Deep Discounts For All
But the second reason Temu is so cheap is that this is part of a calculated strategy to rapidly increase market share. Before Temu burst onto the scene last year, Shein was one of the biggest fast fashion app-based retailers. The Singapore-based brand grew quickly thanks to a novel plan in 2012 that shifted from dropshipping (which is usually the standard for many fast fashion brands) to instead developing a rapid to-market retail plan with a fully in-house supply chain that designs goods and instantly has the garments available on their app and website for sale.
Jeanel Alvarado, founder and CEO of the retail news platform, RetailBoss, shares that “unlike traditional retailers who mark up prices to maximize profits, Temu operates differently. It connects consumers directly with manufacturers selling via its app, allowing purchases to be made at wholesale prices. The savings from this direct-to-consumer approach are then passed on to the customers, resulting in significantly lower prices.”
However, to attract consumers, the brand is willing to initially lose money by offering deep discounts especially for new users.

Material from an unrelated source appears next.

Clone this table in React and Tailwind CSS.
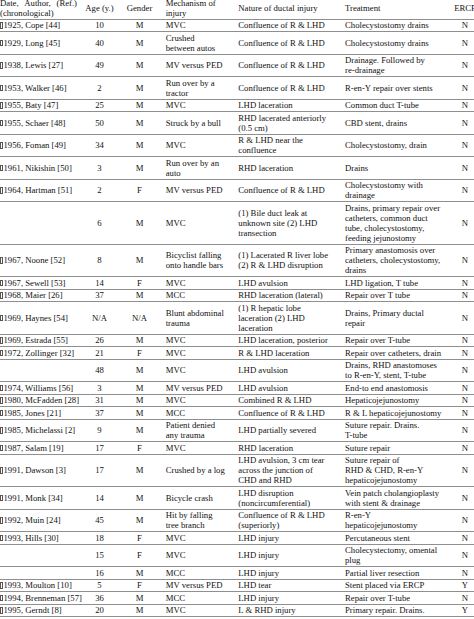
import React from "react";

const rows = [
  ["1925, Cope [44]", "10", "M", ["MVC"], ["Confluence of R & LHD"], ["Cholecystostomy drains"], "N"],
  ["1929, Long [45]", "40", "M", ["Crushed", "between autos"], ["Confluence of R & LHD"], ["Cholecystostomy drains"], "N"],
  ["1938, Lewis [27]", "49", "M", ["MV versus PED"], ["Confluence of R & LHD"], ["Drainage. Followed by", "re-drainage"], "N"],
  ["1953, Walker [46]", "2", "M", ["Run over by a", "tractor"], ["Confluence of R & LHD"], ["R-en-Y repair over stents"], "N"],
  ["1955, Baty [47]", "25", "M", ["MVC"], ["LHD laceration"], ["Common duct T-tube"], "N"],
  ["1955, Schaer [48]", "50", "M", ["Struck by a bull"], ["RHD lacerated anteriorly", "(0.5 cm)"], ["CBD stent, drains"], "N"],
  ["1956, Foman [49]", "34", "M", ["MVC"], ["R & LHD near the", "confluence"], ["Cholecystostomy, drain"], "N"],
  ["1961, Nikishin [50]", "3", "M", ["Run over by an", "auto"], ["RHD laceration"], ["Drains"], "N"],
  ["1964, Hartman [51]", "2", "F", ["MV versus PED"], ["Confluence of R & LHD"], ["Cholecystostomy with", "drainage"], "N"],
  ["", "6", "M", ["MVC"], ["(1) Bile duct leak at", "unknown site (2) LHD", "transection"], ["Drains, primary repair over", "catheters, common duct", "tube, cholecystostomy,", "feeding jejunostomy"], "N"],
  ["1967, Noone [52]", "8", "M", ["Bicyclist falling", "onto handle bars"], ["(1) Lacerated R liver lobe", "(2) R & LHD disruption"], ["Primary anastomosis over", "catheters, cholecystostomy,", "drains"], "N"],
  ["1967, Sewell [53]", "14", "F", ["MVC"], ["LHD avulsion"], ["LHD ligation, T tube"], "N"],
  ["1968, Maier [26]", "37", "M", ["MCC"], ["RHD laceration (lateral)"], ["Repair over T tube"], "N"],
  ["1969, Haynes [54]", "N/A", "N/A", ["Blunt abdominal", "trauma"], ["(1) R hepatic lobe", "laceration (2) LHD", "laceration"], ["Drains, Primary ductal", "repair"], "N"],
  ["1969, Estrada [55]", "26", "M", ["MVC"], ["LHD laceration, posterior"], ["Repair over T-tube"], "N"],
  ["1972, Zollinger [32]", "21", "F", ["MVC"], ["R & LHD laceration"], ["Repair over catheters, drain"], "N"],
  ["", "48", "M", ["MVC"], ["LHD avulsion"], ["Drains, RHD anastomoses", "to R-en-Y, stent, T-tube"], "N"],
  ["1974, Williams [56]", "3", "M", ["MV versus PED"], ["LHD avulsion"], ["End-to end anastomosis"], "N"],
  ["1980, McFadden [28]", "31", "M", ["MVC"], ["Combined R & LHD"], ["Hepaticojejunostomy"], "N"],
  ["1985, Jones [21]", "37", "M", ["MCC"], ["Confluence of R & LHD"], ["R & L hepaticojejunostomy"], "N"],
  ["1985, Michelassi [2]", "9", "M", ["Patient denied", "any trauma"], ["LHD partially severed"], ["Suture repair. Drains.", "T-tube"], "N"],
  ["1987, Salam [19]", "17", "F", ["MVC"], ["RHD laceration"], ["Suture repair"], "N"],
  ["1991, Dawson [3]", "17", "M", ["Crushed by a log"], ["LHD avulsion, 3 cm tear", "across the junction of", "CHD and RHD"], ["Suture repair of", "RHD & CHD, R-en-Y", "hepaticojejunostomy"], "N"],
  ["1991, Monk [34]", "14", "M", ["Bicycle crash"], ["LHD disruption", "(noncircumferential)"], ["Vein patch cholangioplasty", "with stent & drainage"], "N"],
  ["1992, Muin [24]", "45", "M", ["Hit by falling", "tree branch"], ["Confluence of R & LHD", "(superiorly)"], ["R-en-Y", "hepaticojejunostomy"], "N"],
  ["1993, Hills [30]", "18", "F", ["MVC"], ["LHD injury"], ["Percutaneous stent"], "N"],
  ["", "15", "F", ["MVC"], ["LHD injury"], ["Cholecystectomy, omental", "plug"], "N"],
  ["", "16", "M", ["MCC"], ["LHD injury"], ["Partial liver resection"], "N"],
  ["1993, Moulton [10]", "5", "F", ["MV versus PED"], ["LHD tear"], ["Stent placed via ERCP"], "Y"],
  ["1994, Brenneman [57]", "36", "M", ["MCC"], ["LHD injury"], ["Repair over T-tube"], "N"],
  ["1995, Gerndt [8]", "20", "M", ["MVC"], ["L & RHD injury"], ["Primary repair. Drains."], "Y"],
];

function Lines({ lines }) {
  return (
    <div>
      {lines.map((l, i) => (
        <div key={i} className="whitespace-nowrap">
          {l}
        </div>
      ))}
    </div>
  );
}

function Tofu() {
  return (
    <span className="inline-block w-[3px] h-[6.5px] border-[0.7px] border-[#555] mr-[0.5px] align-[-0.5px]" />
  );
}

const grid =
  "grid grid-cols-[80px_39px_41px_75px_107px_106px_34px] items-center border-b border-[#8f8f8f] py-[0.75px]";

export default function App() {
  return (
    <div className="w-[474px] h-[619px] overflow-hidden bg-white text-[#111] font-['Liberation_Serif',serif] text-[8.7px] leading-[10px]">
      <div className="w-[482px] -mt-[3px]">
        <div className={grid}>
          <div>
            <div className="flex justify-between w-[77px]">
              <span>Date,</span>
              <span>Author,</span>
              <span>(Ref.)</span>
            </div>
            <div>(chronological)</div>
          </div>
          <div className="text-center">Age (y.)</div>
          <div className="text-center">Gender</div>
          <div className="pl-[5.7px]">
            <Lines lines={["Mechanism of", "injury"]} />
          </div>
          <div className="pl-[3.3px]">Nature of ductal injury</div>
          <div className="pl-[3px]">Treatment</div>
          <div className="text-center">ERCP</div>
        </div>
        {rows.map((r, i) => (
          <div key={i} className={grid}>
            <div className="whitespace-nowrap">
              {r[0] ? (
                <>
                  <Tofu />
                  {r[0]}
                </>
              ) : null}
            </div>
            <div className="text-center">{r[1]}</div>
            <div className="text-center">{r[2]}</div>
            <div className="pl-[5.7px]">
              <Lines lines={r[3]} />
            </div>
            <div className="pl-[3.3px]">
              <Lines lines={r[4]} />
            </div>
            <div className="pl-[3px]">
              <Lines lines={r[5]} />
            </div>
            <div className="text-center">{r[6]}</div>
          </div>
        ))}
      </div>
    </div>
  );
}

Meanwhile, influencers and affiliates can even earn credits towards free merchandise when consumers use their affiliate codes to place orders.

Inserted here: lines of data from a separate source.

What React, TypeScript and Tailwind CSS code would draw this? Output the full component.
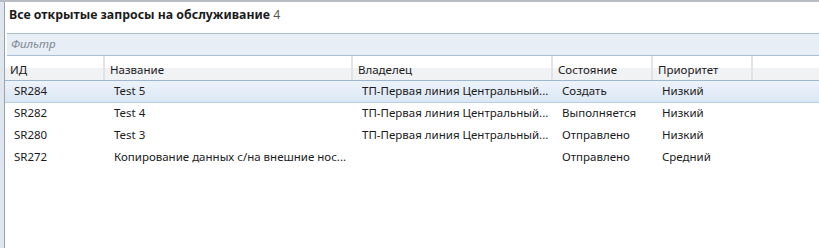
const font = { fontFamily: '"Noto Sans", "Open Sans", sans-serif' };

interface Row {
  id: string;
  name: string;
  owner: string;
  state: string;
  priority: string;
}

const rows: Row[] = [
  { id: "SR284", name: "Test 5", owner: "ТП-Первая линия Центральный...", state: "Создать", priority: "Низкий" },
  { id: "SR282", name: "Test 4", owner: "ТП-Первая линия Центральный...", state: "Выполняется", priority: "Низкий" },
  { id: "SR280", name: "Test 3", owner: "ТП-Первая линия Центральный...", state: "Отправлено", priority: "Низкий" },
  { id: "SR272", name: "Копирование данных с/на внешние нос...", owner: "", state: "Отправлено", priority: "Средний" },
];

const cols = ["w-[100px]", "w-[248px]", "w-[200px]", "w-[100px]", "w-[100px]"];
const headers = ["ИД", "Название", "Владелец", "Состояние", "Приоритет"];

export default function App() {
  return (
    <div className="w-[819px] h-[248px] bg-white flex flex-col overflow-hidden text-[#1b1b1b]" style={font}>
      <div className="h-[2px] bg-[#b8bdc3] shrink-0" />
      <div className="flex flex-1">
        <div className="w-[5px] bg-[#dfe6ee] border-r border-[#9ba2aa] shrink-0" />
        <div className="flex-1 flex flex-col">
          <div className="h-[31px] pl-[4px] pt-[4px] text-[12.3px] leading-[18px]">
            <span className="font-bold">Все открытые запросы на обслуживание</span>{" "}
            <span className="text-[#555]">4</span>
          </div>
          <div className="ml-[2px] h-[23px] border-y border-[#a9bdd3] bg-[#e8eef5] pl-[4px] text-[11.5px] leading-[20px] italic text-[#7d8894]">
            Фильтр
          </div>
          <div className="flex h-[25px] text-[11.5px] border-b border-[#9cb6d4]">
            {headers.map((h, i) => (
              <div
                key={h}
                className={`${cols[i]} h-full border-r-2 border-[#e2e3e5] pl-[5px] pt-[6px] leading-[16px] bg-gradient-to-b from-white from-50% to-[#f1f2f4] to-50%`}
              >
                {h}
              </div>
            ))}
            <div className="flex-1 h-full bg-gradient-to-b from-white from-50% to-[#f1f2f4] to-50%" />
          </div>
          {rows.map((r, i) => (
            <div
              key={r.id}
              className={`flex h-[22px] text-[11.5px] leading-[20px] whitespace-nowrap ${
                i === 0 ? "bg-gradient-to-b from-[#edf3fa] to-[#dbe7f4] border-b border-[#b9cde4]" : ""
              }`}
            >
              <div className={`${cols[0]} pl-[9px]`}>{r.id}</div>
              <div className={`${cols[1]} pl-[9px]`}>{r.name}</div>
              <div className={`${cols[2]} pl-[9px]`}>{r.owner}</div>
              <div className={`${cols[3]} pl-[9px]`}>{r.state}</div>
              <div className={`${cols[4]} pl-[9px]`}>{r.priority}</div>
              <div className="flex-1" />
            </div>
          ))}
        </div>
      </div>
    </div>
  );
}
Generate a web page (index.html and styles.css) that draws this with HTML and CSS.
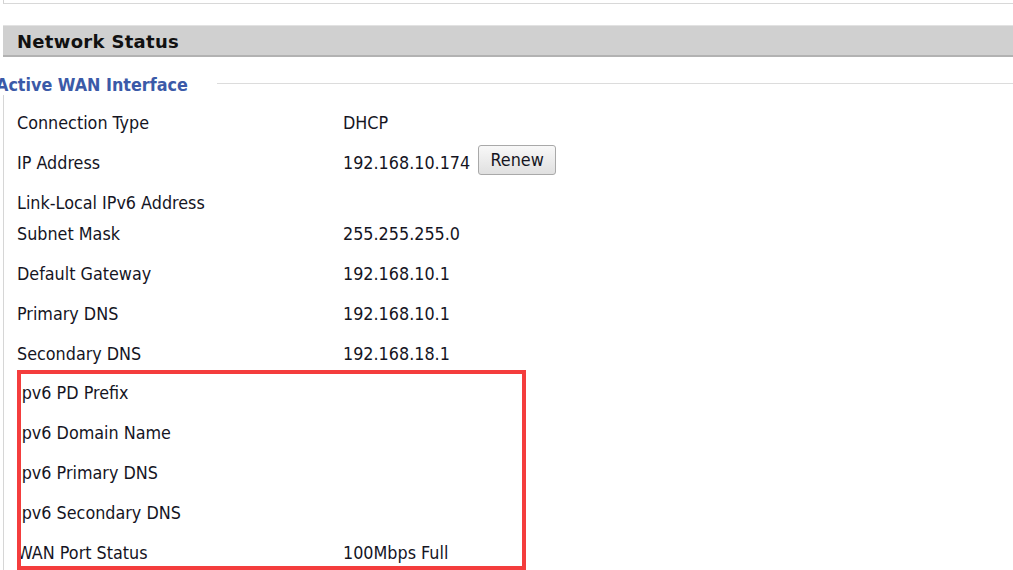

So, while Temu might lose money initially, offering deep discounts increases the total value per order as shoppers add more items to their carts. Likewise, even return customers can snag discounts to lower their overall cart value — ensuring repeat business. But the drawback is that often manufacturers using Temu to promote their wares do not have the final say on pricing. Temu artificially keeps product prices low, meaning that even manufacturers might be losing money on those incoming orders.
The De Minimis Loophole
This is the most controversial and most plausible reason for why Temu chooses to slash prices and hungrily courts the international (and especially U.S.) market. The de minimis loophole is a U.S. regulation that states an importer does not have to have items inspected by customs or pay taxes, duties or fees if the total value of the incoming package is under $800 USD. Since items are not being shipped in bulk, but instead are shipped to individual consumers, it’s highly unlikely that — given how deeply discounted much of the merchandise is — one person will have a total order value over $800.
If a customer even casually browse Temu’s website or app, they will realize fairly quickly that while there is a ton of options, most likely they are brands never heard of that are being promoted. This is by design, since the marketplace is basically allowing manufacturers (that normally produce en masse for other established brands) to also sell directly to consumers.

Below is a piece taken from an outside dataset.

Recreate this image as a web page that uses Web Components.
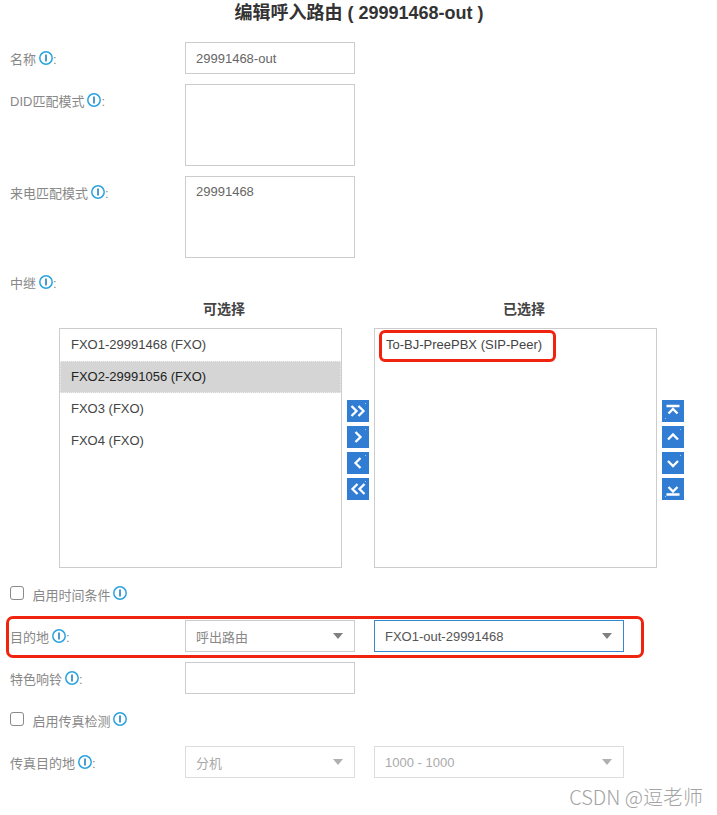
<!DOCTYPE html>
<html lang="zh">
<head>
<meta charset="utf-8">
<title>编辑呼入路由</title>
<style>
    html, body { margin: 0; background: #fff; }
    body { font-family: "Liberation Sans", "Noto Sans CJK SC", sans-serif; font-size: 13px; color: #555; }
</style>
</head>
<body>
<route-form></route-form>

<script>
const FONT = `"Liberation Sans", "Noto Sans CJK SC", sans-serif`;

class InfoIcon extends HTMLElement
{
    constructor()
    {
        super();
        this.attachShadow({ mode: "open" }).innerHTML = `
            <style>
                :host { display: inline-block; width: 14px; height: 14px; position: relative; top: -3px; vertical-align: middle; margin-left: 3px; }
                svg { display: block; }
            </style>
            <svg width="14" height="14" viewBox="0 0 14 14">
                <circle cx="7" cy="7" r="6.2" fill="#fff" stroke="#2ba3de" stroke-width="1.5"/>
                <path d="M7 3.6v6.8" stroke="#3a8fc6" stroke-width="1.8"/>
            </svg>
        `;
    }
}

class FieldLabel extends HTMLElement
{
    constructor()
    {
        super();
        this.attachShadow({ mode: "open" }).innerHTML = `
            <style>
                :host { display: block; color: #888; height: 32px; line-height: 36px; white-space: nowrap; }
            </style>
            <slot></slot><info-icon></info-icon><span>:</span>
        `;
    }
}

class TextBox extends HTMLElement
{
    constructor()
    {
        super();
        this.attachShadow({ mode: "open" }).innerHTML = `
            <style>
                :host { display: block; box-sizing: border-box; width: 170px; height: 32px; border: 1px solid #ccc; padding: 0 10px; line-height: 31px; color: #666; background: #fff; white-space: nowrap; }
                :host([tall]) { height: 82px; line-height: 30px; }
            </style>
            <slot></slot>
        `;
    }
}

class SelectBox extends HTMLElement
{
    constructor()
    {
        super();
        this.attachShadow({ mode: "open" }).innerHTML = `
            <style>
                :host { display: flex; align-items: center; justify-content: space-between; box-sizing: border-box; width: 170px; height: 32px; border: 1px solid #ccc; padding: 0 11px 0 10px; color: #888; background: #fff; }
                :host([wide]) { width: 250px; color: #555; }
                :host([focused]) { border-color: #3a86cc; }
                :host([disabled]) { border-color: #ddd; color: #aaa; }
                i { width: 0; height: 0; border: 5px solid transparent; border-top: 6px solid #808080; border-bottom: 0; }
                :host([disabled]) i { border-top-color: #b0b0b0; }
            </style>
            <span><slot></slot></span><i></i>
        `;
    }
}

class FormRow extends HTMLElement
{
    constructor()
    {
        super();
        this.attachShadow({ mode: "open" }).innerHTML = `
            <style>
                :host { display: flex; align-items: flex-start; margin-bottom: 10px; padding-left: 10px; }
                .label { width: 175px; flex: none; }
                .fields { display: flex; gap: 19px; }
            </style>
            <div class="label"><slot name="label"></slot></div>
            <div class="fields"><slot></slot></div>
        `;
    }
}

class CheckRow extends HTMLElement
{
    constructor()
    {
        super();
        this.attachShadow({ mode: "open" }).innerHTML = `
            <style>
                :host { display: flex; align-items: center; height: 32px; padding-left: 10px; color: #888; }
                b { box-sizing: border-box; width: 14px; height: 14px; border: 1.5px solid #8a8a8a; border-radius: 3px; margin-right: 8.5px; }
                span { padding-top: 2px; }
                info-icon { top: 0; margin-left: 2.5px; }
            </style>
            <b></b><span><slot></slot></span><info-icon></info-icon>
        `;
    }
}

class ListItem extends HTMLElement
{
    constructor()
    {
        super();
        this.attachShadow({ mode: "open" }).innerHTML = `
            <style>
                :host { display: block; height: 32px; line-height: 31px; padding-left: 11px; color: #444; white-space: nowrap; }
                :host([selected]) { background: #d5d5d5; color: #222; outline: 1px dotted #eee; outline-offset: -1px; }
            </style>
            <slot></slot>
        `;
    }
}

class ListBox extends HTMLElement
{
    constructor()
    {
        super();
        this.attachShadow({ mode: "open" }).innerHTML = `
            <style>
                :host { display: block; box-sizing: border-box; width: 283px; height: 240px; border: 1px solid #ccc; background: #fff; }
            </style>
            <slot></slot>
        `;
    }
}

const ARROWS = {
    right2: "M4.5 6 9.5 11l-5 5M11.5 6l5 5-5 5",
    right: "M8.5 6 13.5 11l-5 5",
    left: "M13.5 6 8.5 11l5 5",
    left2: "M10.5 6 5.5 11l5 5M17.5 6l-5 5 5 5",
    top: "M6.5 13.5 11 9l4.5 4.5M4.5 6h13",
    up: "M6 13.5 11 8.5l5 5",
    down: "M6 9 11 14l5-5",
    bottom: "M6.5 9 11 13.5 15.5 9M4.5 16.5h13",
};

// the reference has a stray light pixel in a corner of each button
const SPECK = { top: "3,18", bottom: "3,18" };

class MoveButton extends HTMLElement
{
    static get observedAttributes()
    {
        return ["icon"];
    }

    constructor()
    {
        super();
        this.shadow = this.attachShadow({ mode: "open" });
    }

    attributeChangedCallback()
    {
        this.render();
    }

    render()
    {
        const icon = this.getAttribute("icon");
        const speck = (SPECK[icon] || "18,3").split(",");
        this.shadow.innerHTML = `
            <style>
                :host { display: block; width: 22px; height: 22px; background: #307dd3; }
                svg { display: block; }
            </style>
            <svg width="22" height="22" viewBox="0 0 22 22" fill="none" stroke="#fff" stroke-width="2.3">
                <path d="${ARROWS[icon]}"/>
                <rect x="${speck[0]}" y="${speck[1]}" width="1" height="1" fill="#a9c9ee" stroke="none"/>
            </svg>
        `;
    }
}

class DualList extends HTMLElement
{
    constructor()
    {
        super();
        this.attachShadow({ mode: "open" }).innerHTML = `
            <style>
                :host { display: block; position: relative; }
                .heads { display: grid; grid-template-columns: 300px 300px; padding-left: 74px; height: 30px; line-height: 22px; text-align: center; font-weight: bold; font-size: 14px; color: #444; }
                .lists { display: grid; grid-template-columns: 283px 32px 283px 27px; padding-left: 59px; }
                .moves { display: flex; flex-direction: column; justify-content: center; align-items: center; gap: 4px; padding-top: 4px; }
                .moves.side { align-items: flex-end; }
                .mark { position: absolute; left: 379px; top: 32px; width: 177px; height: 32px; box-sizing: border-box; border: 3px solid #f0230f; border-radius: 6px; }
            </style>
            <div class="heads"><div>可选择</div><div>已选择</div></div>
            <div class="lists">
                <list-box><slot name="available"></slot></list-box>
                <div class="moves">
                    <move-button icon="right2"></move-button>
                    <move-button icon="right"></move-button>
                    <move-button icon="left"></move-button>
                    <move-button icon="left2"></move-button>
                </div>
                <list-box><slot name="chosen"></slot></list-box>
                <div class="moves side">
                    <move-button icon="top"></move-button>
                    <move-button icon="up"></move-button>
                    <move-button icon="down"></move-button>
                    <move-button icon="bottom"></move-button>
                </div>
            </div>
            <div class="mark"></div>
        `;
    }
}

class RouteForm extends HTMLElement
{
    constructor()
    {
        super();
        this.attachShadow({ mode: "open" }).innerHTML = `
            <style>
                :host { display: block; position: relative; width: 717px; height: 815px; overflow: hidden; font-family: ${FONT}; font-size: 13px; }
                h1 { margin: 0; height: 42px; padding-left: 1px; line-height: 26px; text-align: center; font-size: 18px; font-weight: bold; color: #333; }
                .mark { position: absolute; left: 6px; top: 616px; width: 638px; height: 42px; box-sizing: border-box; border: 3px solid #f0230f; border-radius: 7px; pointer-events: none; }
                .wm { position: absolute; right: 14px; top: 784px; font-size: 20px; line-height: 26px; color: #a3a3a3; font-family: "Noto Sans CJK SC", sans-serif; font-weight: 300; white-space: nowrap; }
                .trunk { padding-left: 10px; margin-top: -2px; height: 32px; }
                .dual { display: block; margin-bottom: 9px; }
            </style>
            <h1>编辑呼入路由 ( 29991468-out )</h1>
            <form-row><field-label slot="label">名称</field-label><text-box>29991468-out</text-box></form-row>
            <form-row><field-label slot="label">DID匹配模式</field-label><text-box tall></text-box></form-row>
            <form-row><field-label slot="label">来电匹配模式</field-label><text-box tall>29991468</text-box></form-row>
            <field-label class="trunk">中继</field-label>
            <dual-list class="dual">
                <list-item slot="available">FXO1-29991468 (FXO)</list-item>
                <list-item slot="available" selected>FXO2-29991056 (FXO)</list-item>
                <list-item slot="available">FXO3 (FXO)</list-item>
                <list-item slot="available">FXO4 (FXO)</list-item>
                <list-item slot="chosen">To-BJ-PreePBX (SIP-Peer)</list-item>
            </dual-list>
            <check-row style="margin-bottom:11px">启用时间条件</check-row>
            <form-row>
                <field-label slot="label">目的地</field-label>
                <select-box>呼出路由</select-box>
                <select-box wide focused>FXO1-out-29991468</select-box>
            </form-row>
            <form-row><field-label slot="label">特色响铃</field-label><text-box></text-box></form-row>
            <check-row style="margin-top:-1px;margin-bottom:11px">启用传真检测</check-row>
            <form-row>
                <field-label slot="label">传真目的地</field-label>
                <select-box disabled>分机</select-box>
                <select-box wide disabled>1000 - 1000</select-box>
            </form-row>
            <div class="mark"></div>
            <div class="wm">CSDN @逗老师</div>
        `;
    }
}

customElements.define("info-icon", InfoIcon);
customElements.define("field-label", FieldLabel);
customElements.define("text-box", TextBox);
customElements.define("select-box", SelectBox);
customElements.define("form-row", FormRow);
customElements.define("check-row", CheckRow);
customElements.define("list-item", ListItem);
customElements.define("list-box", ListBox);
customElements.define("move-button", MoveButton);
customElements.define("dual-list", DualList);
customElements.define("route-form", RouteForm);
</script>
</body>
</html>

While this does mean buyers can snag a cheaper item, it also means there is a good chance of buying knock-offs. Alternatively, given the business model, there have also been complaints of poorly made items that either are nothing like the product description or fall apart after minimal use.
Should One Shop At Temu?
Assuming there are issues with the ethical implications of fast fashion, the jury is still out on whether Temu will pivot like Shein did or remain firmly in the dropshipping category. Reviews are mixed on the brand as some people feel that the quality is fine and ship times are reasonable (usually around 10 days from placing the order) while others dislike the longer ship windows. Jeanel Alverado adds that “the excitement of a heavily discounted purchase may dwindle if shoppers have to wait weeks to receive their items. This could lead to buyer’s remorse, order cancellations, or refund requests due to shipping delays.”
Meanwhile, others note that some products are cheaply made, or orders are never delivered. It is clear that the online marketplace has potential, but still has plenty of growing pains to address before it can legitimately vie for a top spot within the fast fashion category.